Tests to see how bad /8 filters were before allocating the /12?

Just curious...

George William Herbert

I know that, you know that. but
172.0.0.1 is a common typo of 127.0.01

And there are apparently a lot of people running around using 172.0.0.0/24
in examples, or erroneously saying it's part of a range reserved for
private networks.

https://www.google.com/search?q="172.0.0.0%2F24"+howto&ie=utf-8

So I would say they've come into posession of a rather undesirable
piece of IP address real-estate, as it were.

My apologies again, I saw it as 127.0.0.0. and not 172.0.0.0.

I've been working long hours last couple nights.
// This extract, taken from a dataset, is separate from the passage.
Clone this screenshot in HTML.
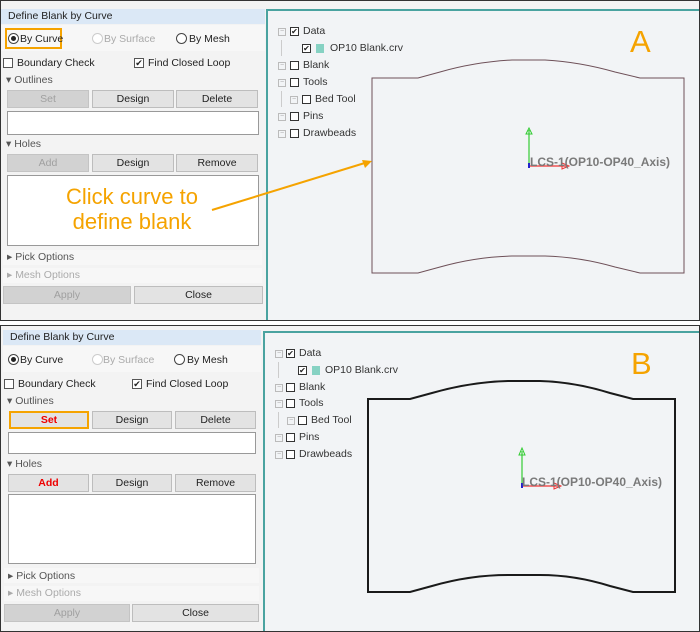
<!DOCTYPE html>
<html><head><style>
*{margin:0;padding:0;box-sizing:border-box}
body{width:700px;height:632px;background:#fff;position:relative;overflow:hidden;font-family:"Liberation Sans",sans-serif;font-size:10.5px;color:#222}
.a{position:absolute}
.panel{position:absolute;background:#f3f3f3;border:1px solid #333}
.hdr{position:absolute;background:#dbe8f6;font-size:10.5px;padding-left:7px;line-height:14px}
.btn{position:absolute;height:18px;background:#e3e3e3;border:1px solid #bdbdbd;text-align:center;line-height:16px;font-size:10.5px}
.dis{background:#d2d2d2;color:#a0a0a0;border-color:#c4c4c4}
.box{position:absolute;background:#fff;border:1px solid #999}
.rad{position:absolute;width:11px;height:11px;border:1px solid #444;border-radius:50%;background:#fff}
.chk{position:absolute;width:10px;height:10px;border:1px solid #555;background:#fff;font-size:9px;line-height:8px;text-align:center}
.sec{position:absolute;background:#f7f7f7}
.vp{position:absolute;background:#f2f4f6;border-left:2px solid #4aa3a0;border-top:2px solid #4aa3a0}
.tr{position:absolute;font-size:10.5px;color:#333}
.ex{position:absolute;width:8px;height:8px;border:1px solid #bbb;font-size:7px;line-height:6px;text-align:center;color:#aaa}
.tc{position:absolute;width:9px;height:9px;border:1px solid #333;background:#fff;font-size:8px;line-height:7px;text-align:center}
.lcs{position:absolute;font-size:12px;font-weight:bold;color:#7a7a7a;z-index:3}
</style></head><body>

<!-- TOP PANEL -->
<div class="panel" style="left:0;top:0;width:700px;height:321px"></div>
<div class="hdr" style="left:1px;top:9px;width:264px;height:15px">Define Blank by Curve</div>
<div class="sec" style="left:1px;top:25px;width:264px;height:26px"></div>
<div class="a" style="left:5px;top:28px;width:57px;height:21px;border:2px solid #f5a300"></div>
<div class="rad" style="left:8px;top:33px"></div><div class="a" style="left:11px;top:36px;width:5px;height:5px;border-radius:50%;background:#222"></div>
<div class="a" style="left:20px;top:33px">By Curve</div>
<div class="rad" style="left:92px;top:33px;border-color:#ccc"></div><div class="a" style="left:104px;top:33px;color:#aaa">By Surface</div>
<div class="rad" style="left:176px;top:33px"></div><div class="a" style="left:189px;top:33px">By Mesh</div>
<div class="chk" style="left:3px;top:58px"></div><div class="a" style="left:17px;top:57px">Boundary Check</div>
<div class="chk" style="left:134px;top:58px">✔</div><div class="a" style="left:148px;top:57px">Find Closed Loop</div>
<div class="a" style="left:6px;top:74px;color:#555">▾ Outlines</div>
<div class="btn dis" style="left:7px;top:90px;width:82px">Set</div>
<div class="btn" style="left:92px;top:90px;width:82px">Design</div>
<div class="btn" style="left:176px;top:90px;width:82px">Delete</div>
<div class="box" style="left:7px;top:111px;width:252px;height:24px"></div>
<div class="a" style="left:6px;top:138px;color:#555">▾ Holes</div>
<div class="btn dis" style="left:7px;top:154px;width:82px">Add</div>
<div class="btn" style="left:92px;top:154px;width:82px">Design</div>
<div class="btn" style="left:176px;top:154px;width:82px">Remove</div>
<div class="box" style="left:7px;top:175px;width:252px;height:71px"></div>
<div class="a" style="left:22px;top:184px;width:220px;text-align:center;color:#f5a300;font-size:22px;line-height:25px">Click curve to<br>define blank</div>
<div class="sec" style="left:3px;top:250px;width:259px;height:15px"></div>
<div class="a" style="left:7px;top:251px;color:#555">▸ Pick Options</div>
<div class="sec" style="left:3px;top:268px;width:259px;height:15px"></div>
<div class="a" style="left:7px;top:269px;color:#aaa">▸ Mesh Options</div>
<div class="btn dis" style="left:3px;top:286px;width:128px">Apply</div>
<div class="btn" style="left:134px;top:286px;width:129px">Close</div>

<div class="vp" style="left:266px;top:9px;width:433px;height:311px"></div>
<div class="ex" style="left:278px;top:28px">−</div><div class="tc" style="left:290px;top:27px">✔</div><div class="tr" style="left:303px;top:25px">Data</div>
<div class="a" style="left:281px;top:40px;width:1px;height:16px;background:#ccc"></div>
<div class="tc" style="left:302px;top:44px">✔</div><div class="a" style="left:316px;top:44px;width:8px;height:9px;background:#86d2c3"></div><div class="tr" style="left:330px;top:42px">OP10 Blank.crv</div>
<div class="ex" style="left:278px;top:62px">−</div><div class="tc" style="left:290px;top:61px"></div><div class="tr" style="left:303px;top:59px">Blank</div>
<div class="ex" style="left:278px;top:79px">−</div><div class="tc" style="left:290px;top:78px"></div><div class="tr" style="left:303px;top:76px">Tools</div>
<div class="a" style="left:281px;top:91px;width:1px;height:16px;background:#ccc"></div>
<div class="ex" style="left:290px;top:96px">−</div><div class="tc" style="left:302px;top:95px"></div><div class="tr" style="left:315px;top:93px">Bed Tool</div>
<div class="ex" style="left:278px;top:113px">−</div><div class="tc" style="left:290px;top:112px"></div><div class="tr" style="left:303px;top:110px">Pins</div>
<div class="ex" style="left:278px;top:130px">−</div><div class="tc" style="left:290px;top:129px"></div><div class="tr" style="left:303px;top:127px">Drawbeads</div>
<div class="a" style="left:630px;top:24px;color:#f5a300;font-size:31px">A</div>
<div class="lcs" style="left:530px;top:155px">LCS-1(OP10-OP40_Axis)</div>

<!-- BOTTOM PANEL -->
<div class="panel" style="left:0;top:325px;width:700px;height:307px"></div>
<div class="hdr" style="left:3px;top:330px;width:258px;height:15px">Define Blank by Curve</div>
<div class="sec" style="left:3px;top:346px;width:258px;height:26px"></div>
<div class="rad" style="left:8px;top:354px"></div><div class="a" style="left:11px;top:357px;width:5px;height:5px;border-radius:50%;background:#222"></div>
<div class="a" style="left:20px;top:354px">By Curve</div>
<div class="rad" style="left:92px;top:354px;border-color:#ccc"></div><div class="a" style="left:103px;top:354px;color:#aaa">By Surface</div>
<div class="rad" style="left:174px;top:354px"></div><div class="a" style="left:187px;top:354px">By Mesh</div>
<div class="chk" style="left:4px;top:379px"></div><div class="a" style="left:18px;top:378px">Boundary Check</div>
<div class="chk" style="left:132px;top:379px">✔</div><div class="a" style="left:146px;top:378px">Find Closed Loop</div>
<div class="a" style="left:7px;top:395px;color:#555">▾ Outlines</div>
<div class="btn" style="left:9px;top:411px;width:80px;color:#e00;font-weight:bold;border:2px solid #f5a300;line-height:14px">Set</div>
<div class="btn" style="left:92px;top:411px;width:80px">Design</div>
<div class="btn" style="left:175px;top:411px;width:81px">Delete</div>
<div class="box" style="left:8px;top:432px;width:248px;height:22px"></div>
<div class="a" style="left:7px;top:458px;color:#555">▾ Holes</div>
<div class="btn" style="left:8px;top:474px;width:81px;color:#e00;font-weight:bold">Add</div>
<div class="btn" style="left:92px;top:474px;width:80px">Design</div>
<div class="btn" style="left:175px;top:474px;width:81px">Remove</div>
<div class="box" style="left:8px;top:494px;width:248px;height:70px"></div>
<div class="sec" style="left:4px;top:568px;width:255px;height:15px"></div>
<div class="a" style="left:8px;top:570px;color:#555">▸ Pick Options</div>
<div class="sec" style="left:4px;top:586px;width:255px;height:15px"></div>
<div class="a" style="left:8px;top:587px;color:#aaa">▸ Mesh Options</div>
<div class="btn dis" style="left:4px;top:604px;width:126px">Apply</div>
<div class="btn" style="left:132px;top:604px;width:127px">Close</div>

<div class="vp" style="left:263px;top:331px;width:436px;height:300px"></div>
<div class="ex" style="left:275px;top:350px">−</div><div class="tc" style="left:286px;top:349px">✔</div><div class="tr" style="left:299px;top:347px">Data</div>
<div class="a" style="left:278px;top:362px;width:1px;height:16px;background:#ccc"></div>
<div class="tc" style="left:298px;top:366px">✔</div><div class="a" style="left:312px;top:366px;width:8px;height:9px;background:#86d2c3"></div><div class="tr" style="left:325px;top:364px">OP10 Blank.crv</div>
<div class="ex" style="left:275px;top:384px">−</div><div class="tc" style="left:286px;top:383px"></div><div class="tr" style="left:299px;top:381px">Blank</div>
<div class="ex" style="left:275px;top:400px">−</div><div class="tc" style="left:286px;top:399px"></div><div class="tr" style="left:299px;top:397px">Tools</div>
<div class="a" style="left:278px;top:412px;width:1px;height:16px;background:#ccc"></div>
<div class="ex" style="left:287px;top:417px">−</div><div class="tc" style="left:298px;top:416px"></div><div class="tr" style="left:311px;top:414px">Bed Tool</div>
<div class="ex" style="left:275px;top:434px">−</div><div class="tc" style="left:286px;top:433px"></div><div class="tr" style="left:299px;top:431px">Pins</div>
<div class="ex" style="left:275px;top:451px">−</div><div class="tc" style="left:286px;top:450px"></div><div class="tr" style="left:299px;top:448px">Drawbeads</div>
<div class="a" style="left:631px;top:346px;color:#f5a300;font-size:31px">B</div>
<div class="lcs" style="left:522px;top:475px">LCS-1(OP10-OP40_Axis)</div>

<svg class="a" style="left:0;top:0;z-index:2" width="700" height="632">
<path d="M372 78 H418 L440 72 Q475 62 512 60 H545 Q580 62 615 72 L640 78 H684 V273 H640 L615 267 Q580 257 545 256 H512 Q475 257 440 267 L418 273 H372 Z" fill="none" stroke="#6e5058" stroke-width="1"/>
<line x1="529" y1="166" x2="529" y2="130" stroke="#3c3" stroke-width="1.2"/><path d="M526 134 L529 128 L532 134 Z" fill="none" stroke="#3c3"/>
<line x1="529" y1="166" x2="566" y2="166" stroke="#e33" stroke-width="1.2"/><path d="M562 163 L569 166 L562 169 Z" fill="none" stroke="#e33"/>
<line x1="529" y1="163" x2="529" y2="168" stroke="#22c" stroke-width="2"/>
<line x1="212" y1="210" x2="368" y2="162" stroke="#f5a300" stroke-width="2"/><path d="M372 161 L362 160 L365 168 Z" fill="#f5a300"/>

<path d="M368 399 H410 L432 393 Q470 382 508 381 H540 Q575 382 610 393 L633 399 H675 V592 H633 L610 586 Q575 575 540 575 H508 Q470 575 432 586 L410 592 H368 Z" fill="none" stroke="#1a1a1a" stroke-width="2"/>
<line x1="522" y1="486" x2="522" y2="451" stroke="#3c3" stroke-width="1.2"/><path d="M519 455 L522 448 L525 455 Z" fill="none" stroke="#3c3"/>
<line x1="522" y1="486" x2="558" y2="486" stroke="#e33" stroke-width="1.2"/><path d="M554 483 L561 486 L554 489 Z" fill="none" stroke="#e33"/>
<line x1="522" y1="483" x2="522" y2="488" stroke="#22c" stroke-width="2"/>
</svg>
</body></html>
Yeah you are probably right, since they to pulled that one very close to RFC1918.

http://bgp.potaroo.net/ipv4-stats/allocated-arin.html

I would hate to be AT&T for this IP allocation. Heck, I would simple push more IPv6 if I were them.

The days when undesirability of a given ipv4 unicast prefix would play a significant role in assignment policy are pretty much coming to a close.

AT&T should just be glad there was a /12 for them to get.

That isn't going to be true for much longer.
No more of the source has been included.